PETA Plasters Streets With Messages Blasting Mayor Bass Over Failed Animal Shelter Policies


For Immediate Release:
March 11, 2024

Contact:
Sara Groves 202-483-7382

Los Angeles – PETA has a message for Mayor Karen Bass: Strays in L.A. are your fault. The group has plastered the streets near her residence at Getty House, around City Hall, and by the Chesterfield Square/South LA shelter where animals are reportedly being dumped when they’re turned away by the facility with messages reminding Bass—and her constituents—that countless animals are suffering because her mismanagement allows Los Angeles Animal Services (LAAS) to continue its disastrously failed pursuit of “no-kill” status.
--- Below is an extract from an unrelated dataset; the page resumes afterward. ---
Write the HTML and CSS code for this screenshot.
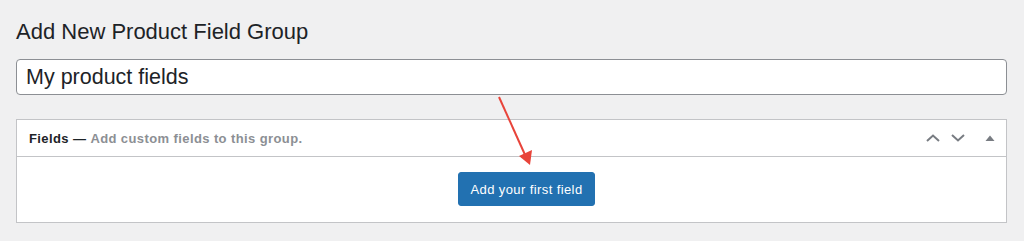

Its goal of attaining the meaningless “no-kill” label is resulting in severely crowded shelters turning away homeless animals in violation of state law, animals being forced to live in filthy cages, dogs being warehoused for months without walks, and residents being told to abandon cats outdoors to fend for themselves, among other atrocities.
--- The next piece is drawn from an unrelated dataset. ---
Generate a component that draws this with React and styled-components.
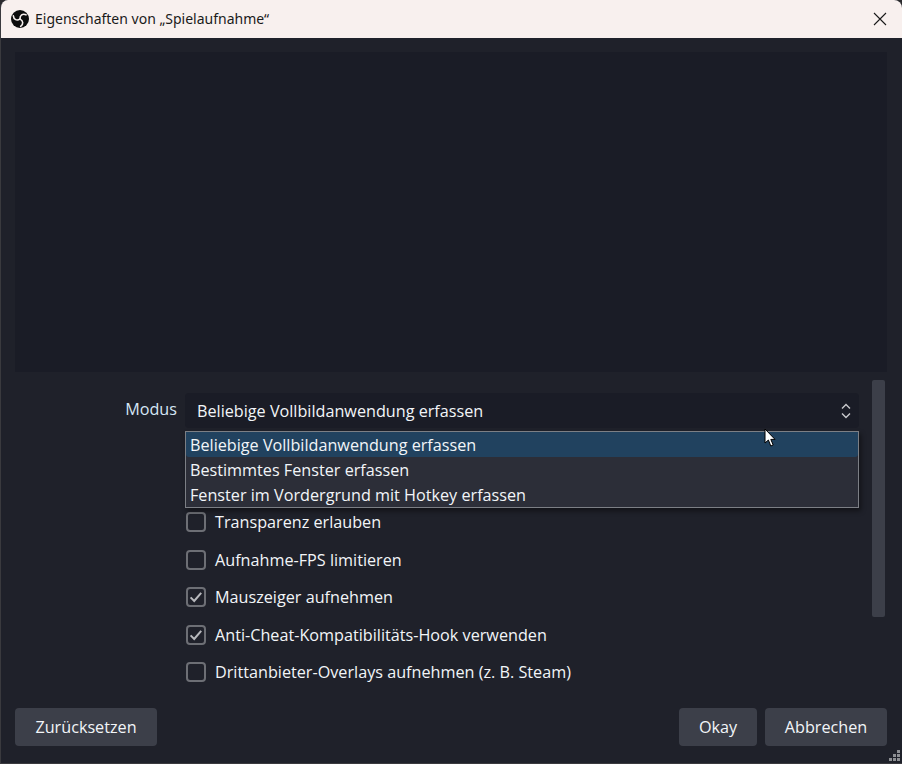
import React from 'react';
import styled, { createGlobalStyle } from 'styled-components';

const GlobalStyle = createGlobalStyle`
  html, body {
    margin: 0;
    padding: 0;
    background: #2b2b2e;
    overflow: hidden;
  }
  * { box-sizing: border-box; }
`;

const Window = styled.div`
  position: relative;
  width: 902px;
  height: 764px;
  display: flex;
  flex-direction: column;
  background: #1f212a;
  border-radius: 8px 8px 0 0;
  border-left: 1px solid #3a3a3e;
  border-bottom: 1px solid #3a3a3e;
  overflow: hidden;
  font-family: "Open Sans", "Noto Sans", sans-serif;
  font-size: 16.2px;
  color: #f2f5f8;
`;

const TitleBar = styled.div`
  height: 38px;
  flex: none;
  display: flex;
  align-items: center;
  padding: 0 12px 1px 10px;
  background: #f8f0ee;
  color: #1a1a1a;
  font-family: "Noto Sans", "Open Sans", sans-serif;
  font-size: 14px;
`;

const TitleText = styled.span`
  margin-left: 6px;
  flex: 1;
`;

const CloseButton = styled.button`
  width: 14px;
  height: 14px;
  padding: 0;
  margin-right: 3px;
  border: 0;
  background: none;
  display: flex;
`;

const Body = styled.div`
  flex: 1;
  display: flex;
  flex-direction: column;
  padding: 14px 15px 17px 14px;
  min-height: 0;
`;

const Preview = styled.div`
  height: 320px;
  flex: none;
  background: #1a1c26;
`;

const FormArea = styled.div`
  height: 310px;
  flex: none;
  margin-top: 8px;
  display: flex;
  overflow: hidden;
`;

const Form = styled.div`
  width: 857px;
  flex: none;
  padding-top: 13px;
  display: grid;
  grid-template-columns: 162px 1fr;
  grid-auto-rows: min-content;
  column-gap: 8px;
`;

const FieldLabel = styled.label`
  text-align: right;
  line-height: 32px;
  color: #d5e6f5;
`;

const ComboWrap = styled.div`
  position: relative;
  width: 674px;
  margin-bottom: 75.5px;
`;

const Combo = styled.div`
  height: 35px;
  display: flex;
  align-items: center;
  justify-content: space-between;
  padding: 0 6px 0 12px;
  border-radius: 4px;
  background: #1a1c26;
`;

const ComboArrows = styled.svg`
  width: 14px;
  height: 18px;
`;

const Menu = styled.ul`
  position: absolute;
  top: 38px;
  left: 0;
  width: 674px;
  height: 77px;
  margin: 0;
  padding: 0;
  list-style: none;
  background: #2c2e38;
  border: 1px solid #7c7f85;
  box-shadow: 2px 3px 5px rgba(0, 0, 0, 0.45);
  z-index: 2;
`;

const MenuItem = styled.li`
  height: 25px;
  line-height: 27px;
  padding-left: 4px;
  background: ${p => (p.$active ? '#21425f' : 'transparent')};
  border-radius: ${p => (p.$active ? '0 0 3px 3px' : '0')};
`;

const CheckRow = styled.div`
  grid-column: 2;
  height: 37.5px;
  display: flex;
  align-items: center;
  gap: 9px;
  padding-left: 1px;
`;

const CheckBox = styled.span`
  width: 20px;
  height: 20px;
  flex: none;
  display: flex;
  align-items: center;
  justify-content: center;
  border: 2px solid #6d6f75;
  border-radius: 4px;
  background: #1f212a;
`;

const ScrollTrack = styled.div`
  width: 13px;
  flex: none;
  display: flex;
`;

const ScrollThumb = styled.div`
  width: 13px;
  height: 237px;
  background: #3c3f49;
  border-radius: 2px;
`;

const Footer = styled.div`
  flex: none;
  margin-top: 18px;
  display: flex;
  align-items: center;
  gap: 8px;
`;

const Spacer = styled.div`
  flex: 1;
`;

const Button = styled.button`
  height: 38px;
  width: ${p => p.$width}px;
  padding: 0;
  border: 0;
  border-radius: 4px;
  background: #3c3f49;
  color: #f2f5f8;
  font: inherit;
`;

const Cursor = styled.svg`
  position: absolute;
  left: 763px;
  top: 428px;
  z-index: 3;
`;

const Grip = styled.svg`
  position: absolute;
  right: 2px;
  bottom: 2px;
`;

const options = [
  'Beliebige Vollbildanwendung erfassen',
  'Bestimmtes Fenster erfassen',
  'Fenster im Vordergrund mit Hotkey erfassen',
];

const checks = [
  { label: 'Transparenz erlauben', checked: false },
  { label: 'Aufnahme-FPS limitieren', checked: false },
  { label: 'Mauszeiger aufnehmen', checked: true },
  { label: 'Anti-Cheat-Kompatibilitäts-Hook verwenden', checked: true },
  { label: 'Drittanbieter-Overlays aufnehmen (z. B. Steam)', checked: false },
];

const ObsLogo = () => (
  <svg width="18" height="18" viewBox="0 0 18 18">
    <circle cx="9" cy="9" r="9" fill="#0c0c0c" />
    {[0, 120, 240].map(a => (
      <path
        key={a}
        d="M9 8.8 C8.8 5.4 11.6 3.2 15 4.8"
        stroke="#f8f0ee"
        strokeWidth="1.6"
        strokeLinecap="round"
        fill="none"
        transform={`rotate(${a} 9 9)`}
      />
    ))}
  </svg>
);

const App = () => {
  return (
    <Window>
      <GlobalStyle />
      <TitleBar>
        <ObsLogo />
        <TitleText>Eigenschaften von „Spielaufnahme“</TitleText>
        <CloseButton aria-label="Schließen">
          <svg width="14" height="14" viewBox="0 0 14 14">
            <path d="M1 1 L13 13 M13 1 L1 13" stroke="#1a1a1a" strokeWidth="1.1" fill="none" />
          </svg>
        </CloseButton>
      </TitleBar>
      <Body>
        <Preview />
        <FormArea>
          <Form>
            <FieldLabel>Modus</FieldLabel>
            <ComboWrap>
              <Combo>
                Beliebige Vollbildanwendung erfassen
                <ComboArrows viewBox="0 0 14 18">
                  <path d="M3 6.5 L7 2.5 L11 6.5 M3 11.5 L7 15.5 L11 11.5" stroke="#c9cacd" strokeWidth="1.4" fill="none" />
                </ComboArrows>
              </Combo>
              <Menu>
                {options.map((o, i) => (
                  <MenuItem key={o} $active={i === 0}>{o}</MenuItem>
                ))}
              </Menu>
            </ComboWrap>
            {checks.map(c => (
              <CheckRow key={c.label}>
                <CheckBox>
                  {c.checked && (
                    <svg width="14" height="14" viewBox="0 0 14 14">
                      <path d="M1.6 7.4 L5.2 11 L12.2 2.8" stroke="#b8b9bd" strokeWidth="2" fill="none" />
                    </svg>
                  )}
                </CheckBox>
                {c.label}
              </CheckRow>
            ))}
          </Form>
          <ScrollTrack>
            <ScrollThumb />
          </ScrollTrack>
        </FormArea>
        <Footer>
          <Button $width={142}>Zurücksetzen</Button>
          <Spacer />
          <Button $width={78}>Okay</Button>
          <Button $width={122}>Abbrechen</Button>
        </Footer>
      </Body>
      <Cursor width="14" height="20" viewBox="0 0 14 20">
        <path d="M1 1 L1 15 L4.4 12 L6.8 18 L9.2 17 L6.8 11.4 L11 11.4 Z" fill="#fff" stroke="#000" strokeWidth="1" />
      </Cursor>
      <Grip width="11" height="11" viewBox="0 0 11 11" fill="#8d8f93">
        <rect x="8" y="0" width="3" height="3" />
        <rect x="4" y="4" width="3" height="3" />
        <rect x="8" y="4" width="3" height="3" />
        <rect x="0" y="8" width="3" height="3" />
        <rect x="4" y="8" width="3" height="3" />
        <rect x="8" y="8" width="3" height="3" />
      </Grip>
    </Window>
  );
};

export default App;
side-by-side collage of two images showing the LA shelter ad

Left: PETA’s ads are going up all over the city. Right: A stray cat at a feeding station half a block from the Chesterfield Square/South LA shelter where animals are reportedly being dumped when turned away by the shelter. Credit: PETA

PETA notes that shelter staff have refused to accept stray animals and instructed residents to abandon the animals on the streets where they found them. PETA and other animal advocates have begged the city to intervene, but despite mounting evidence that LAAS policies aren’t working, Bass and city officials aren’t changing them.

“LAAS has washed its hands of the crisis it helped create by refusing to enforce the city’s spay/neuter ordinance and allowing the homeless animals it turns away to flood L.A.’s streets, where they often suffer and die painfully and slowly,” says PETA Senior Vice President Lisa Lange. “PETA is calling on Mayor Bass to actually do her job and remind city shelters of theirs: to provide shelter to all.”

One of several cat rooms at LAAS’s South LA shelter that are currently empty, while LAAS refuses to take in any cats who aren’t injured or sick. Credit: PETA

The only effective way to reduce the city’s homeless-animal population is to ban breeding and enforce the city’s 2008 spay/neuter ordinance to prevent more animals from being born. But the ordinance isn’t being enforced, and animals are being turned away and left on the streets to breed even more homeless ones.

PETA—whose motto reads, in part, that “animals are not ours to abuse in any way”—points out that Every Animal Is Someone and offers free Empathy Kits for people who need a lesson in kindness. For more information, please visit PETA.org or follow the group on X, Facebook, or Instagram.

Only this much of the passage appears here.